▸ Goal
Where a line of the listing below includes the word "this", reproduce that line.

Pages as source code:
* * * * * * * * *
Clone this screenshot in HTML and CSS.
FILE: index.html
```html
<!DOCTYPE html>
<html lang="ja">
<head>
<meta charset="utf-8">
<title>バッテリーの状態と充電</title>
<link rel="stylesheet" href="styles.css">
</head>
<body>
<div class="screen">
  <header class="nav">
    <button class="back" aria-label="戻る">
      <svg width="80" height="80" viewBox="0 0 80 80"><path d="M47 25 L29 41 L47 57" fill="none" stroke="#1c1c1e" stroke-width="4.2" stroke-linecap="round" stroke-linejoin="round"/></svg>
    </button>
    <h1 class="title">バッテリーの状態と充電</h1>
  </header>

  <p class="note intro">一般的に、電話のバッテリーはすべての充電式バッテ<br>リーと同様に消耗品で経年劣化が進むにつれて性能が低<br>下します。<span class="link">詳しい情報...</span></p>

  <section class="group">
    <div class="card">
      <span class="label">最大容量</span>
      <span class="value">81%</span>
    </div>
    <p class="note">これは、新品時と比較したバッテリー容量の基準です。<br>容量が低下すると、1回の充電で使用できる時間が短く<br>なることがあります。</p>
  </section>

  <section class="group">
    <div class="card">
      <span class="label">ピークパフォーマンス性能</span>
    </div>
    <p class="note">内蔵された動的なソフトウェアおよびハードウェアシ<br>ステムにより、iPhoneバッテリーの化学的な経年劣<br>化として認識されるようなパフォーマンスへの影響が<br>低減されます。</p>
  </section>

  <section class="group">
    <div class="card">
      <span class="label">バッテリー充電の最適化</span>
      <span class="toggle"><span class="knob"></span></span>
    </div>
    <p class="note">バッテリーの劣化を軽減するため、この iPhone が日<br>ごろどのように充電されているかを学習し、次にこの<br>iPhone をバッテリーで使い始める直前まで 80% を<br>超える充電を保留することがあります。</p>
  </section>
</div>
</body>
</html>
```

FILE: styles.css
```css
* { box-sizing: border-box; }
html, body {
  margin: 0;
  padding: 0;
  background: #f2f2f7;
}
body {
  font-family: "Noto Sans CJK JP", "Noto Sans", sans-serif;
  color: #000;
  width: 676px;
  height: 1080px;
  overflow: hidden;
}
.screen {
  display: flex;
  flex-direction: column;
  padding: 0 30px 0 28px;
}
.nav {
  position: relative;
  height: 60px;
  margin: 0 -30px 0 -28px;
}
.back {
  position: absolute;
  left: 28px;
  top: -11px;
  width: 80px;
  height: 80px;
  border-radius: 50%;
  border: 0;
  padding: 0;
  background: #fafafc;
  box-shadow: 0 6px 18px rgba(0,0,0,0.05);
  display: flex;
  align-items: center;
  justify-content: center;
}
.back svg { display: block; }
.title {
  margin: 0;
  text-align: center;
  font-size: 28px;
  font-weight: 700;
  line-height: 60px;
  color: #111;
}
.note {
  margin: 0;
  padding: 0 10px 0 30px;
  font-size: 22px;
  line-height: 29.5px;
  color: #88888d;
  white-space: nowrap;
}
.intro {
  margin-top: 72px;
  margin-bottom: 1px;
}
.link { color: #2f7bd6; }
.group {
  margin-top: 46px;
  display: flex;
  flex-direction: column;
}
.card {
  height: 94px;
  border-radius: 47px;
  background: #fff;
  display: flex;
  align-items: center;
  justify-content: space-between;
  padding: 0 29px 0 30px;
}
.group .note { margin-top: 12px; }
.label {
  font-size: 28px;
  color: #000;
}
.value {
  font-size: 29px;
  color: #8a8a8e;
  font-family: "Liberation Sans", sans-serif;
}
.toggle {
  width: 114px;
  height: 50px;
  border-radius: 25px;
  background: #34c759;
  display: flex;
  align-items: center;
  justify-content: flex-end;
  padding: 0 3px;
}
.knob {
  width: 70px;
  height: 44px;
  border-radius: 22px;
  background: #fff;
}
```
* * * * * * * * *
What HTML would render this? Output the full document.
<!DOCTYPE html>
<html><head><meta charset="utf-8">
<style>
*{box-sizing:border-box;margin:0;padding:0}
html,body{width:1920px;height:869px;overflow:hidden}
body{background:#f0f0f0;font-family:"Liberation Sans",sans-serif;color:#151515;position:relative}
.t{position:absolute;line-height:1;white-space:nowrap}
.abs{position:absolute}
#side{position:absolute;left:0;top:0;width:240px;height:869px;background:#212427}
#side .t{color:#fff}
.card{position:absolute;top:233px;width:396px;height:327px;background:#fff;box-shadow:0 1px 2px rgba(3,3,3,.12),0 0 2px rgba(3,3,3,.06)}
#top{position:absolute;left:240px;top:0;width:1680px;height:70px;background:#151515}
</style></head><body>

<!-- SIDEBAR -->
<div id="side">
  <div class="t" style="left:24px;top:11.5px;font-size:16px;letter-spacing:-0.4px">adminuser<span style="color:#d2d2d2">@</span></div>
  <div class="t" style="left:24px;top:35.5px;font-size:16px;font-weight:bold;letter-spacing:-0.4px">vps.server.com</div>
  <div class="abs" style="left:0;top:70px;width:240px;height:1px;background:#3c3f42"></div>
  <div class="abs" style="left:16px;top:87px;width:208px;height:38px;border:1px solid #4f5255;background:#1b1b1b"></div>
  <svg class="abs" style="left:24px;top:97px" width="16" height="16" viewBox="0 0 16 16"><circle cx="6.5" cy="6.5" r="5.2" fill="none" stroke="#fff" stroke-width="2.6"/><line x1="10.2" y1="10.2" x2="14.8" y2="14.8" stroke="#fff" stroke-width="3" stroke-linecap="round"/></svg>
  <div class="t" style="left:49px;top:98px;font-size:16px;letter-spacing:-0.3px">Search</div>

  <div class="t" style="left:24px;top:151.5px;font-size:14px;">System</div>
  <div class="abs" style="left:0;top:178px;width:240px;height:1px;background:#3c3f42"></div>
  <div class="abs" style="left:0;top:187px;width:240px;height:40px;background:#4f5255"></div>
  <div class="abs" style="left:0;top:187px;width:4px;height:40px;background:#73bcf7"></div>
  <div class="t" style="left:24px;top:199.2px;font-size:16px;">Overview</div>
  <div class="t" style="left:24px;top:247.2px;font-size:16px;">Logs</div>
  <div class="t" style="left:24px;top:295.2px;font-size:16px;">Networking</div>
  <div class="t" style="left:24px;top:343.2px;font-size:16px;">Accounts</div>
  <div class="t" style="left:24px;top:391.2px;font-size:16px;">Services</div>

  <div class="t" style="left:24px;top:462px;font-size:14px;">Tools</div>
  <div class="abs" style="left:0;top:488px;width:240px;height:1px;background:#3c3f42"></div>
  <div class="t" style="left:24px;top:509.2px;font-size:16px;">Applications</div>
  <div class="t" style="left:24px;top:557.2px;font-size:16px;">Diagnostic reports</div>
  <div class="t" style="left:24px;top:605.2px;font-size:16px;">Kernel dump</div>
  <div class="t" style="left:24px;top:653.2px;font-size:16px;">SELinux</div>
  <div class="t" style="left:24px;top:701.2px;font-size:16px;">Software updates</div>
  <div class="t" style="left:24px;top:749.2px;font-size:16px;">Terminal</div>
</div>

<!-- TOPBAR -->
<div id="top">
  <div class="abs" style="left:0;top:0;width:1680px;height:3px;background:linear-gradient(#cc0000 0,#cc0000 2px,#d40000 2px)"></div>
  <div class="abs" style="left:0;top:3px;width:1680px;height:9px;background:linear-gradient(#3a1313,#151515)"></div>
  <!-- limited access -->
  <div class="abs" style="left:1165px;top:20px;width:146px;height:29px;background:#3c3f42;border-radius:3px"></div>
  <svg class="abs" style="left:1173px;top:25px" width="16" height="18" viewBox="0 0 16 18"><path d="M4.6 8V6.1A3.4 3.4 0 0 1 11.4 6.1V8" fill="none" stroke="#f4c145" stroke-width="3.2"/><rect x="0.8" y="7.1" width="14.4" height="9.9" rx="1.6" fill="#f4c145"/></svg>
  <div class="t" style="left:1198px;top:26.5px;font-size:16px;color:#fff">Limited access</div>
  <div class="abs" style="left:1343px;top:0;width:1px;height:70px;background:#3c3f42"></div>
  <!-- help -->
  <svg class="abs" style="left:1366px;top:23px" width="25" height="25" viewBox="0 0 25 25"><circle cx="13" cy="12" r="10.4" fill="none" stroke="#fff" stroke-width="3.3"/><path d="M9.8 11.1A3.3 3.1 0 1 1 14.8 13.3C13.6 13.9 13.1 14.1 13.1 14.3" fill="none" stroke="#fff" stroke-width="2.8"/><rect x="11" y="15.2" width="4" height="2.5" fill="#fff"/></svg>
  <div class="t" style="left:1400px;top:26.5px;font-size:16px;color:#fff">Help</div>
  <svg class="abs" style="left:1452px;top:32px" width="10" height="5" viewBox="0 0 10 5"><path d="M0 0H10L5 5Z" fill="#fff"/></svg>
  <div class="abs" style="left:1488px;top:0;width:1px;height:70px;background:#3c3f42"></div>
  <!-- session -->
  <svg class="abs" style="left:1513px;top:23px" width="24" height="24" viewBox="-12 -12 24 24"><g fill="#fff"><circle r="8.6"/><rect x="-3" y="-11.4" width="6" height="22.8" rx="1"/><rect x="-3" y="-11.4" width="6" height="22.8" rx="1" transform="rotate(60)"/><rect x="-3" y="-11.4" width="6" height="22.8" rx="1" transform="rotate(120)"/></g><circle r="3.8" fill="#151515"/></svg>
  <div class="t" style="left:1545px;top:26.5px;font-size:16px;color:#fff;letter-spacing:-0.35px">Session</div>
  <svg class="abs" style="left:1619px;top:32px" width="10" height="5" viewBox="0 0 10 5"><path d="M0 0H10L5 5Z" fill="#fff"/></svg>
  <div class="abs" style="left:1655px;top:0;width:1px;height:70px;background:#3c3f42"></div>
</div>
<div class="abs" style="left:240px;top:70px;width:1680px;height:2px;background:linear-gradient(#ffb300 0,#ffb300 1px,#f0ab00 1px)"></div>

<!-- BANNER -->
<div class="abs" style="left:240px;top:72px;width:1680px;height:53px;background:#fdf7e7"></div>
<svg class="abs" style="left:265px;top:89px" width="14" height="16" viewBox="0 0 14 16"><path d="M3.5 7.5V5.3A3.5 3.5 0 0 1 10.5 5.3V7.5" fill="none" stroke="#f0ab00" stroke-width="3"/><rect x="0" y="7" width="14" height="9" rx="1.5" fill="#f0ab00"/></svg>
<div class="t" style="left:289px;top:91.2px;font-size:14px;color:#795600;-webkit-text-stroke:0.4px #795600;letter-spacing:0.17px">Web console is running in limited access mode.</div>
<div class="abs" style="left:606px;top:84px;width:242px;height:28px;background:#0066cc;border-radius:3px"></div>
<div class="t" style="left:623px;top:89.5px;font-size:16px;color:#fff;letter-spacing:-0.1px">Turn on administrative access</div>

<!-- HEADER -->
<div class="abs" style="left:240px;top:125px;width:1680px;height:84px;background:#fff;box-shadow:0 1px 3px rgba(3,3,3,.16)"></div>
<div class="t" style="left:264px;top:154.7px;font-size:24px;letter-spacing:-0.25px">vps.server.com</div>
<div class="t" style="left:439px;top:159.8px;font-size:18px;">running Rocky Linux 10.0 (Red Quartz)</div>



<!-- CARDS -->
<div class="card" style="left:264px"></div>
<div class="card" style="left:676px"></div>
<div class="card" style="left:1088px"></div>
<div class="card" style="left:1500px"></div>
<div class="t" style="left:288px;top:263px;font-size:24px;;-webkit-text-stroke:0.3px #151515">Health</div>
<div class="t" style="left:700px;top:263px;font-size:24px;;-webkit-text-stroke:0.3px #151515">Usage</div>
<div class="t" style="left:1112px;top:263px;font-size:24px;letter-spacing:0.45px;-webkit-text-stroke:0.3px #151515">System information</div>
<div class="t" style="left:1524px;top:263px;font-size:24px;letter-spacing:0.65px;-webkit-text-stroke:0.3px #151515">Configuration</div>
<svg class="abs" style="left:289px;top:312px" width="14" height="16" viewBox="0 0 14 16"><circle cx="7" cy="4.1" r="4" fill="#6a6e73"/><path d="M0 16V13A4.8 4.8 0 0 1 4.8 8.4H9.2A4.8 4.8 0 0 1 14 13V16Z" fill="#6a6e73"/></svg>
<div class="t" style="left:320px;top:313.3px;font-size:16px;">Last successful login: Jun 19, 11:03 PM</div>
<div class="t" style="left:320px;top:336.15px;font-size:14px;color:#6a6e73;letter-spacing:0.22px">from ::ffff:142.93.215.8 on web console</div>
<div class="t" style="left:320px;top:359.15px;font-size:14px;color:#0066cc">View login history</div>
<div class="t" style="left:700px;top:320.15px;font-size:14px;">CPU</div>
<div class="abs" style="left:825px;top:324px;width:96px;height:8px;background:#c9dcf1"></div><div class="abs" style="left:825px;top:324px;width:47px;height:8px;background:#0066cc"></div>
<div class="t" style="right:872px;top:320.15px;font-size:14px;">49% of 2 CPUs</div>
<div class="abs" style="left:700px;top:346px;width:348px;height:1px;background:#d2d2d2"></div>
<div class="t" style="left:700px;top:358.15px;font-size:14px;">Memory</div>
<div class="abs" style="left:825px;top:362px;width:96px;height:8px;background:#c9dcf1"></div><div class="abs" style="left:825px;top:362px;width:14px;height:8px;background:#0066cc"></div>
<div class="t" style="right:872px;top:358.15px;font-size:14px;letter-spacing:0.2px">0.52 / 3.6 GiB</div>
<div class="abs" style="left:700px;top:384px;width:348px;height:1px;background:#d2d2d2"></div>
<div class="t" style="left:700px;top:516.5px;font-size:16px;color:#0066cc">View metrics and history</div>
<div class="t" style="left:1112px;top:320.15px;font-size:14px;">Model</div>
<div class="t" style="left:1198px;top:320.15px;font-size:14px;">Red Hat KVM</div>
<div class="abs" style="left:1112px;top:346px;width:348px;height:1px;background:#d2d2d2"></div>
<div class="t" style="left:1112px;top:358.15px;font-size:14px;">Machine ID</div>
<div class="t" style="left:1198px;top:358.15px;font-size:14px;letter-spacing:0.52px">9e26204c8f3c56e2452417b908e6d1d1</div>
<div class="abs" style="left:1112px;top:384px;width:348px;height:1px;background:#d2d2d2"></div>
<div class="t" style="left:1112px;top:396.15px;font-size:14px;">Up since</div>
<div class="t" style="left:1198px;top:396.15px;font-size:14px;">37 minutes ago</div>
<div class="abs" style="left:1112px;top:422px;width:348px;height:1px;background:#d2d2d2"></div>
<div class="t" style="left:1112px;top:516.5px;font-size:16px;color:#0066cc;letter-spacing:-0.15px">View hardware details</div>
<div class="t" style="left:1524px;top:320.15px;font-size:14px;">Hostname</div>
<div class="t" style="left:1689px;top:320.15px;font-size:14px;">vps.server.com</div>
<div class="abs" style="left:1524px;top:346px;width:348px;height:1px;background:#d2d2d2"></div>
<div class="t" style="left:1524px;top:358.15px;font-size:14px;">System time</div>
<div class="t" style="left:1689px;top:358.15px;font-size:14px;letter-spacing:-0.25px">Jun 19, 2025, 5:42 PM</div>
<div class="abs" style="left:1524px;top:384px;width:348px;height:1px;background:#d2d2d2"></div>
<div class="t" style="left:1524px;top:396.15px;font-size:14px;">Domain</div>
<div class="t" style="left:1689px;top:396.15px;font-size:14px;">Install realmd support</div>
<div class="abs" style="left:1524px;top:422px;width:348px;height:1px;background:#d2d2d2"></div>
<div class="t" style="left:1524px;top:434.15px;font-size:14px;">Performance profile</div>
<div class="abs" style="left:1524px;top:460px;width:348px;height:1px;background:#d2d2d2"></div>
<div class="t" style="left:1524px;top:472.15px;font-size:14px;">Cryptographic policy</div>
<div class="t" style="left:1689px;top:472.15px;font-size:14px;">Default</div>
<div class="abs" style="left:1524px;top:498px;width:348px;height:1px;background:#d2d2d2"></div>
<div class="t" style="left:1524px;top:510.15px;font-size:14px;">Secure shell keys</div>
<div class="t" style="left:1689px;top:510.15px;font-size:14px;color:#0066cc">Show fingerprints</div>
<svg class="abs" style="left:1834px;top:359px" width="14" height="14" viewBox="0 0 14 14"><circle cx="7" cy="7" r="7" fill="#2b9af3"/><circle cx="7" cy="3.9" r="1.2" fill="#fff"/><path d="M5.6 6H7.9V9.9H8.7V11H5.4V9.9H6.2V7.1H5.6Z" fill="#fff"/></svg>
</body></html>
* * * * * * * * *
▸ Solved exercise
Clone this screenshot in HTML and CSS.
What HTML would render this? Output the full document.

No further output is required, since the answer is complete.